Toy project to test ES functionalities
Clone the repo:
$ git clone git@github.com:Psykopear/elasticsearch-poc.git
cd into the repo dir:
$ cd elasticsearch-poc
Run elasticsearch with docker-compose:
$ docker-compose up -d
Check ES is up and reachable:
$ curl -XGET 'localhost:9200/_cat/health?v&pretty'
Create the metrics mapping:
(investigate the possible use of eager_global_ordinals
setting for keywords)
$ curl -XPUT 'localhost:9200/metrics' -H 'Content-Type: application/json' -d'
{
"mappings": {
"basic_metric": {
"properties": {
"metric_type": {
"type": "keyword"
},
"user_id": {
"type": "keyword"
},
"timestamp": {
"type": "date"
},
"metadata": {
"type": "nested",
"properties": {
"resource_type": {
"type": "keyword"
},
"resource_id": {
"type": "keyword"
}
}
},
"value": {
"type": "scaled_float",
"scaling_factor": 1000
}
}
}
}
}
'
Check the index:
$ curl -XGET 'localhost:9200/_cat/indices?v&pretty'
To have some sample data you can either extract the sample inside the repo:
$ tar xf test-data.tar.bz2
Or generate test data (you will have to change the queries requesting for sepcific ids accordingly):
$ python gen_data.py
This will write 10000 records into a file named test-data.json, edit the script to change the amount of data generated.
Send test data to ES:
$ curl -H "Content-Type: application/json" -XPOST "localhost:9200/metrics/basic_metric/_bulk?pretty&refresh" --data-binary "@test-data.json"
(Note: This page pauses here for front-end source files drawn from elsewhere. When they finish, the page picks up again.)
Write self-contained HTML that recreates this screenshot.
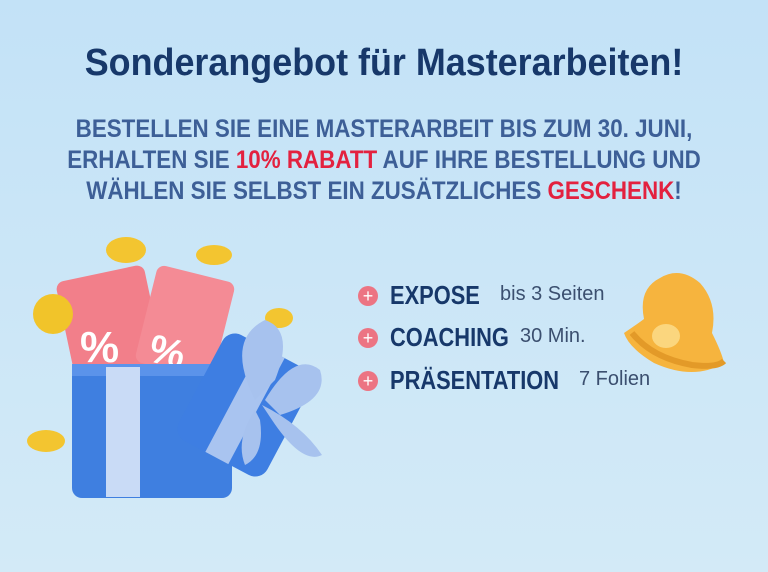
<!DOCTYPE html>
<html><head><meta charset="utf-8"><style>
body{margin:0;width:768px;height:572px;overflow:hidden;background:linear-gradient(#c3e2f7,#cde7f7 60%,#d3eaf7);font-family:"Liberation Sans",sans-serif;position:relative}
.t{position:absolute;left:0;width:768px;text-align:center;color:#17386a;font-weight:bold}
h1{margin:0;font-size:38px;top:42px;transform:scaleX(0.945)}
.s{font-size:25px;color:#3d5f97;line-height:31px;top:114px;transform:scaleX(0.895)}
.r{color:#e3213f}
.pl{position:absolute;left:358px;width:20px;height:20px;border-radius:50%;background:#ec7483;color:#fff;font-size:18px;line-height:20px;text-align:center}
.b{position:absolute;left:390px;font-weight:bold;font-size:26px;color:#17386a;transform:scaleX(0.84);transform-origin:0 0;white-space:nowrap}
.l{position:absolute;font-size:20px;color:#3b4f6f;white-space:nowrap}
</style></head><body>
<h1 class="t">Sonderangebot für Masterarbeiten!</h1>
<div class="t s">BESTELLEN SIE EINE MASTERARBEIT BIS ZUM 30. JUNI,<br>ERHALTEN SIE <span class="r">10% RABATT</span> AUF IHRE BESTELLUNG UND<br>WÄHLEN SIE SELBST EIN ZUSÄTZLICHES <span class="r">GESCHENK</span>!</div>
<div class="pl" style="top:286px">+</div><div class="b" style="top:280px">EXPOSE</div><div class="l" style="left:500px;top:283px">bis 3 Seiten</div>
<div class="pl" style="top:328px">+</div><div class="b" style="top:322px">COACHING</div><div class="l" style="left:520px;top:325px">30 Min.</div>
<div class="pl" style="top:371px">+</div><div class="b" style="top:365px">PRÄSENTATION</div><div class="l" style="left:579px;top:368px">7 Folien</div>
<svg width="768" height="572" style="position:absolute;left:0;top:0">
<g transform="rotate(-12 110 310)"><rect x="62" y="272" width="90" height="100" rx="8" fill="#f27f8a"/></g>
<g transform="rotate(14 185 310)"><rect x="148" y="272" width="80" height="100" rx="8" fill="#f48b95"/></g>
<text x="80" y="362" font-family="Liberation Sans" font-weight="bold" font-size="44" fill="#fff">%</text>
<text x="150" y="366" font-family="Liberation Sans" font-weight="bold" font-size="40" fill="#fff" transform="rotate(14 170 350)">%</text>
<ellipse cx="126" cy="250" rx="20" ry="13" fill="#f3c530"/>
<ellipse cx="214" cy="255" rx="18" ry="10" fill="#f3c530"/>
<ellipse cx="53" cy="314" rx="20" ry="20" fill="#f1c42a"/>
<ellipse cx="279" cy="318" rx="14" ry="10" fill="#f3c530"/>
<ellipse cx="46" cy="441" rx="19" ry="11" fill="#f3c530"/>
<rect x="72" y="364" width="160" height="134" rx="10" fill="#3f7fe0"/>
<rect x="72" y="364" width="160" height="12" fill="#5b93ea"/>
<rect x="106" y="367" width="34" height="130" fill="#c9dbf6"/>
<g transform="rotate(28 245 405)"><rect x="195" y="345" width="100" height="120" rx="14" fill="#3e7ee2"/><rect x="232" y="345" width="26" height="120" fill="#a9c4f0"/></g>
<path d="M255 400 q-30-60 10-80 q30 10 10 60z M265 400 q30-50 55-30 q10 30-40 45z M262 405 q40 20 60 50 q-20 10-50-35z M255 410 q-20 30-10 55 q20-10 15-45z" fill="#a7c2ee"/>
<path d="M660 278 q20-12 40 5 q18 20 12 50 q10 20 12 30 q-30 18-70 0 q-25-15-30-30 q12-8 20-14 q-6-30 16-41z" fill="#f6b43e"/>
<path d="M632 333 q20 25 60 32 q25 3 32-4" stroke="#e39a28" stroke-width="6" fill="none"/>
<ellipse cx="666" cy="336" rx="14" ry="12" fill="#fbd67e"/>
</svg>
</body></html>
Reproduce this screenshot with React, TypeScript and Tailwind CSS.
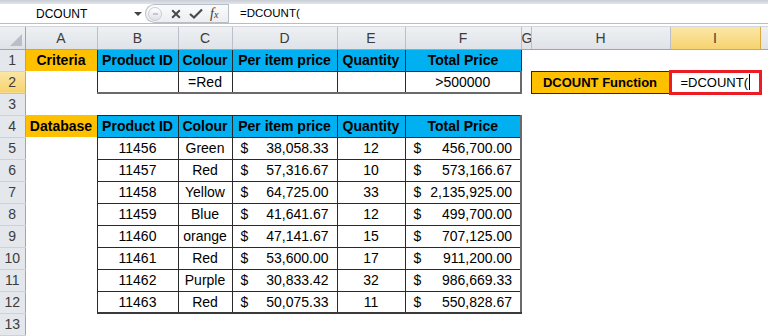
import React from "react";

type Row = {
  id: string;
  colour: string;
  price: string;
  qty: string;
  total: string;
};

const data: Row[] = [
  { id: "11456", colour: "Green", price: "38,058.33", qty: "12", total: "456,700.00" },
  { id: "11457", colour: "Red", price: "57,316.67", qty: "10", total: "573,166.67" },
  { id: "11458", colour: "Yellow", price: "64,725.00", qty: "33", total: "2,135,925.00" },
  { id: "11459", colour: "Blue", price: "41,641.67", qty: "12", total: "499,700.00" },
  { id: "11460", colour: "orange", price: "47,141.67", qty: "15", total: "707,125.00" },
  { id: "11461", colour: "Red", price: "53,600.00", qty: "17", total: "911,200.00" },
  { id: "11462", colour: "Purple", price: "30,833.42", qty: "32", total: "986,669.33" },
  { id: "11463", colour: "Red", price: "50,075.33", qty: "11", total: "550,828.67" },
];

const headers = ["Product ID", "Colour", "Per item price", "Quantity", "Total Price"];

// shared cell styles
const cell = "h-[22px] p-0 whitespace-nowrap";
const bordered = "border border-[#2a2a2a]";
const rowHead =
  "h-[22px] p-0 text-center text-[14px] text-[#3c3c3c] bg-[#e4e7ec] border-b border-b-[#cdd2d9] border-r border-r-[#9da5b0]";
const rowHeadSel =
  "h-[22px] p-0 text-center text-[14px] text-[#3c3c3c] bg-gradient-to-b from-[#fbe6a6] to-[#f6d36e] border-b border-b-[#e9c062] border-r border-r-[#d9a93c]";
const blue = "bg-[#00b0f0] font-bold text-[14px] text-black text-center";
const orange = "bg-[#ffc000] font-bold text-[14px] text-black text-center";

function ColHead({ label, selected }: { label: string; selected?: boolean }) {
  return (
    <th
      className={
        selected
          ? "h-[22px] p-0 font-normal text-[14px] text-[#3c3c3c] text-center bg-gradient-to-b from-[#fbe6a6] to-[#f6d36e] border-r border-r-[#d9a93c] border-b border-b-[#d9a93c] overflow-hidden"
          : "h-[22px] p-0 font-normal text-[14px] text-[#3c3c3c] text-center bg-gradient-to-b from-[#eef0f3] to-[#dfe3e8] border-r border-r-[#b9c0c9] border-b border-b-[#9da5b0] overflow-hidden"
      }
    >
      {label}
    </th>
  );
}

function Money({ value }: { value: string }) {
  return (
    <div className="flex justify-between items-center px-[8px]">
      <span>$</span>
      <span>{value}</span>
    </div>
  );
}

function FormulaBar() {
  return (
    <div className="font-['Liberation_Sans',Arial,sans-serif]">
      <div className="h-[4px] bg-gradient-to-b from-[#c9ced6] to-[#e2e5ea]" />
      <div className="h-[20px] flex bg-white border-b border-[#b8bec6]">
        <div className="w-[145px] flex items-center relative">
          <span className="pl-[36px] text-[12px] text-black">DCOUNT</span>
          <span className="absolute left-[134px] top-[8px] w-0 h-0 border-l-[4px] border-r-[4px] border-t-[4px] border-l-transparent border-r-transparent border-t-[#444]" />
        </div>
        <div className="w-[83px] flex items-center rounded-l-full border border-r-0 border-[#b8bec6] bg-gradient-to-b from-[#fafbfc] to-[#eceef1] pl-[2px]">
          <span className="w-[14px] h-[14px] rounded-full border border-[#c8cdd4] bg-gradient-to-b from-[#ffffff] to-[#dde1e6] flex items-center justify-center">
            <span className="w-[5px] h-[2px] bg-[#c3c8cf]" />
          </span>
          <svg width="10" height="10" viewBox="0 0 10 10" className="ml-[9px]">
            <path d="M1.2 1.2 L8.8 8.8 M8.8 1.2 L1.2 8.8" stroke="#4a4a4a" strokeWidth="2" />
          </svg>
          <svg width="14" height="11" viewBox="0 0 14 11" className="ml-[8px]">
            <path d="M1 6 L5 9.5 L13 1.5" stroke="#4a4a4a" strokeWidth="2.2" fill="none" />
          </svg>
          <span className="ml-[7px] font-['Liberation_Serif',serif] italic text-[14px] text-[#3a3a3a] leading-none">
            f<span className="text-[10px]">x</span>
          </span>
        </div>
        <div className="flex-1 flex items-center border-l border-[#b8bec6] pl-[11px] text-[11.5px] text-black">
          =DCOUNT(
        </div>
      </div>
      <div className="h-[3px] bg-white border-b border-[#d3d7dd]" />
    </div>
  );
}

export default function App() {
  return (
    <div className="w-[768px] h-[336px] overflow-hidden bg-white font-['Liberation_Sans',Arial,sans-serif] text-black">
      <FormulaBar />
      <table className="table-fixed border-collapse w-[768px] text-[14px] leading-none">
        <colgroup>
          <col className="w-[25px]" />
          <col className="w-[72px]" />
          <col className="w-[81px]" />
          <col className="w-[54px]" />
          <col className="w-[105px]" />
          <col className="w-[68px]" />
          <col className="w-[116px]" />
          <col className="w-[10px]" />
          <col className="w-[139px]" />
          <col className="w-[90px]" />
          <col className="w-[8px]" />
        </colgroup>
        <thead>
          <tr>
            <th className="h-[22px] p-0 bg-gradient-to-b from-[#eef0f3] to-[#dfe3e8] border-r border-r-[#9da5b0] border-b border-b-[#9da5b0] relative">
              <span className="absolute right-[3px] bottom-[3px] w-0 h-0 border-l-[12px] border-t-[12px] border-l-transparent border-t-transparent border-b-0 border-r-0 border-b-[#b9bfc8] [border-bottom-width:12px] [border-bottom-style:solid] [border-left-style:solid]" />
            </th>
            <ColHead label="A" />
            <ColHead label="B" />
            <ColHead label="C" />
            <ColHead label="D" />
            <ColHead label="E" />
            <ColHead label="F" />
            <ColHead label="G" />
            <ColHead label="H" />
            <ColHead label="I" selected />
            <ColHead label="" />
          </tr>
        </thead>
        <tbody>
          {/* row 1: criteria header */}
          <tr>
            <td className={rowHead}>1</td>
            <td className={`${cell} ${orange}`}>Criteria</td>
            {headers.map((h) => (
              <td key={h} className={`${cell} ${bordered} ${blue}`}>
                {h}
              </td>
            ))}
            <td className={cell} />
            <td className={cell} />
            <td className={cell} />
            <td className={cell} />
          </tr>

          {/* row 2: criteria values + formula cell */}
          <tr>
            <td className={rowHeadSel}>2</td>
            <td className={cell} />
            <td className={`${cell} ${bordered} border-b-2 border-b-[#6a6a6a]`} />
            <td className={`${cell} ${bordered} border-b-2 border-b-[#6a6a6a] text-center`}>=Red</td>
            <td className={`${cell} ${bordered} border-b-2 border-b-[#6a6a6a]`} />
            <td className={`${cell} ${bordered} border-b-2 border-b-[#6a6a6a]`} />
            <td className={`${cell} ${bordered} border-b-2 border-b-[#6a6a6a] border-r-2 border-r-[#6a6a6a] text-center`}>
              &gt;500000
            </td>
            <td className={cell} />
            <td className={`${cell} ${bordered} ${orange}`}>
              <span className="text-[13px]">DCOUNT Function</span>
            </td>
            <td className={`${cell} border-[3px] border-[#ec1c24]`}>
              <div className="flex items-center pl-[9px] text-[13px]">
                <span>=DCOUNT(</span>
                <span className="w-px h-[16px] bg-black ml-[1px]" />
              </div>
            </td>
            <td className={cell} />
          </tr>

          {/* row 3: blank */}
          <tr>
            <td className={rowHead}>3</td>
            <td className={cell} colSpan={10} />
          </tr>

          {/* row 4: database header */}
          <tr>
            <td className={rowHead}>4</td>
            <td className={`${cell} ${orange}`}>Database</td>
            {headers.map((h, i) => (
              <td
                key={h}
                className={
                  i === 4
                    ? `${cell} ${bordered} ${blue} border-r-2 border-r-[#6a6a6a]`
                    : `${cell} ${bordered} ${blue}`
                }
              >
                {h}
              </td>
            ))}
            <td className={cell} colSpan={4} />
          </tr>

          {/* rows 5-12: data */}
          {data.map((r, i) => {
            const last = i === data.length - 1;
            const b = last ? `${bordered} border-b-2 border-b-[#3a3a3a]` : bordered;
            return (
              <tr key={r.id}>
                <td className={rowHead}>{i + 5}</td>
                <td className={cell} />
                <td className={`${cell} ${b} text-center`}>{r.id}</td>
                <td className={`${cell} ${b} text-center`}>{r.colour}</td>
                <td className={`${cell} ${b}`}>
                  <Money value={r.price} />
                </td>
                <td className={`${cell} ${b} text-center`}>{r.qty}</td>
                <td className={`${cell} ${b} border-r-2 border-r-[#6a6a6a]`}>
                  <Money value={r.total} />
                </td>
                <td className={cell} colSpan={4} />
              </tr>
            );
          })}

          {/* row 13 */}
          <tr>
            <td className={rowHead}>13</td>
            <td className={cell} colSpan={10} />
          </tr>
        </tbody>
      </table>
    </div>
  );
}
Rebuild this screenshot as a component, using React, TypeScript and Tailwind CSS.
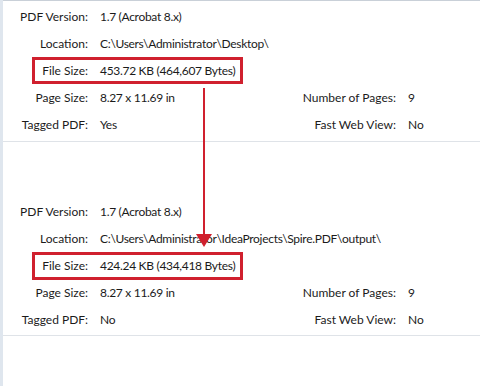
import React from 'react';

type Row = { label: string; value: string; rLabel?: string; rValue?: string };

const top: Row[] = [
  { label: 'PDF Version:', value: '1.7 (Acrobat 8.x)' },
  { label: 'Location:', value: 'C:\\Users\\Administrator\\Desktop\\' },
  { label: 'File Size:', value: '453.72 KB (464,607 Bytes)' },
  { label: 'Page Size:', value: '8.27 x 11.69 in', rLabel: 'Number of Pages:', rValue: '9' },
  { label: 'Tagged PDF:', value: 'Yes', rLabel: 'Fast Web View:', rValue: 'No' },
];

const bottom: Row[] = [
  { label: 'PDF Version:', value: '1.7 (Acrobat 8.x)' },
  { label: 'Location:', value: 'C:\\Users\\Administrator\\IdeaProjects\\Spire.PDF\\output\\' },
  { label: 'File Size:', value: '424.24 KB (434,418 Bytes)' },
  { label: 'Page Size:', value: '8.27 x 11.69 in', rLabel: 'Number of Pages:', rValue: '9' },
  { label: 'Tagged PDF:', value: 'No', rLabel: 'Fast Web View:', rValue: 'No' },
];

function PropRow({ row }: { row: Row }) {
  return (
    <div className="flex items-center h-[27px] whitespace-nowrap">
      <div className="w-[85px] text-right">{row.label}</div>
      <div className="w-[200px] pl-[12px] tracking-[-0.3px]">{row.value}</div>
      {row.rLabel && (
        <>
          <div className="w-[108px] text-right">{row.rLabel}</div>
          <div className="pl-[12px]">{row.rValue}</div>
        </>
      )}
    </div>
  );
}

export default function App() {
  return (
    <div
      className="relative w-[480px] h-[386px] bg-white text-[12px] text-[#1b1b1b] overflow-hidden flex"
      style={{ fontFamily: 'Lato, "Open Sans", sans-serif' }}
    >
      {/* left window edge */}
      <div className="w-[3px] bg-[#dfe6ee] shrink-0" />

      <div className="flex-1 flex flex-col border-t border-[#c9d0d8]">
        <div className="pt-[2px]">
          {top.map((r) => (
            <PropRow key={r.label} row={r} />
          ))}
        </div>
        <div className="mt-[3px] border-t border-[#dfe3e8]" />

        <div className="pt-[56px]">
          {bottom.map((r) => (
            <PropRow key={r.label} row={r} />
          ))}
        </div>
        <div className="mt-[2px] border-t border-[#dfe3e8]" />
      </div>

      {/* red annotation boxes */}
      <div className="absolute left-[32px] top-[57px] w-[211px] h-[27px] border-[3px] border-[#d0202e]" />
      <div className="absolute left-[32px] top-[252px] w-[211px] h-[28px] border-[3px] border-[#d0202e]" />

      {/* arrow */}
      <div className="absolute left-[203px] top-[88px] w-[2px] h-[150px] bg-[#d0202e]" />
      <svg className="absolute left-[196px] top-[232px]" width="16" height="16" viewBox="0 0 16 16">
        <polygon points="0,2 16,2 8,15" fill="#d0202e" />
      </svg>
    </div>
  );
}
Retrieve all records (paginated by 10 by default):
$ curl -XGET 'localhost:9200/metrics/_search?q=*&sort=timestamp:asc&pretty'
Get only user_id
, value
and metadata
:
$ curl -XGET 'localhost:9200/metrics/_search?pretty' -H 'Content-Type: application/json' -d'
{
"query": { "match_all": {} },
"_source": ["user_id", "value", "metadata"]
}
'
Get all records with a time metric value between 2000 and 30000, returning only
user_id
, value
and metadata
:
$ curl -XGET 'localhost:9200/metrics/_search?pretty' -H 'Content-Type: application/json' -d'
{
"query": {
"bool": {
"must": {
"match": {"metric_type": "time"}
},
"filter": {
"range": {
"value": {
"gte": 2000,
"lte": 30000
}
}
}
}
},
"_source": ["user_id", "value", "metadata"]
}
'
Number of records per user (sorted by count by default):
$ curl -XGET 'localhost:9200/metrics/_search?pretty' -H 'Content-Type: application/json' -d'
{
"size": 0,
"aggs": {
"group_by_user": {
"terms": {
"field": "user_id",
"include": ["2ad6c6ed-d475-498c-94e7-9daa7cba13a4"]
}
}
}
}
'
Average time by segment:
$ curl -XGET 'localhost:9200/metrics/_search?pretty' -H 'Content-Type: application/json' -d'
{
"size": 0,
"query": {
"bool": {
"filter": [
{
"term": {"metric_type": "time"}
},
{
"nested": {
"path": "metadata",
"query": {
"term": {
"metadata.resource_type": "segment"
}
}
}
}
]
}
},
"aggs" : {
"by_segment_id": {
"nested": {
"path": "metadata"
},
"aggs": {
"segments": {
"terms": {
"field": "metadata.resource_id"
},
"aggs": {
"average": {
"reverse_nested": {},
"aggs": {
"avg_time": {
"avg": {
"field": "value"
}
}
}
}
}
}
}
}
}
}
'
Overall best time for a given segment:
$ curl -XGET 'localhost:9200/metrics/_search?pretty' -H 'Content-Type: application/json' -d'
{
"size": 1,
"_source": ["user_id", "value"],
"sort": {"value": "desc"},
"query": {
"bool": {
"filter": [
{
"term": {"metric_type": "time"}
},
{
"nested": {
"path": "metadata",
"query": {
"bool": {
"filter": [
{
"term": {"metadata.resource_type": "segment"}
},
{
"term": {"metadata.resource_id": "63a4a9a1-0775-4772-95db-8580801ded8f"}
}
]
}
}
}
}
]
}
}
}
'
Best time in a segment for a given user:
$ curl -XGET 'localhost:9200/metrics/_search?pretty' -H 'Content-Type: application/json' -d'
{
"size": 1,
"_source": ["user_id", "value"],
"sort": {"value": "desc"},
"query": {
"bool": {
"filter": [
{ "term": { "metric_type": "time" } },
{ "term": { "user_id": "ac6cfc73-4044-4cf1-9ad4-5544090a6803" } },
{
"nested": {
"path": "metadata",
"query": {
"bool": {
"filter": [
{
"term": {"metadata.resource_type": "segment"}
},
{
"term": {"metadata.resource_id": "63a4a9a1-0775-4772-95db-8580801ded8f"}
}
]
}
}
}
}
]
}
}
}
'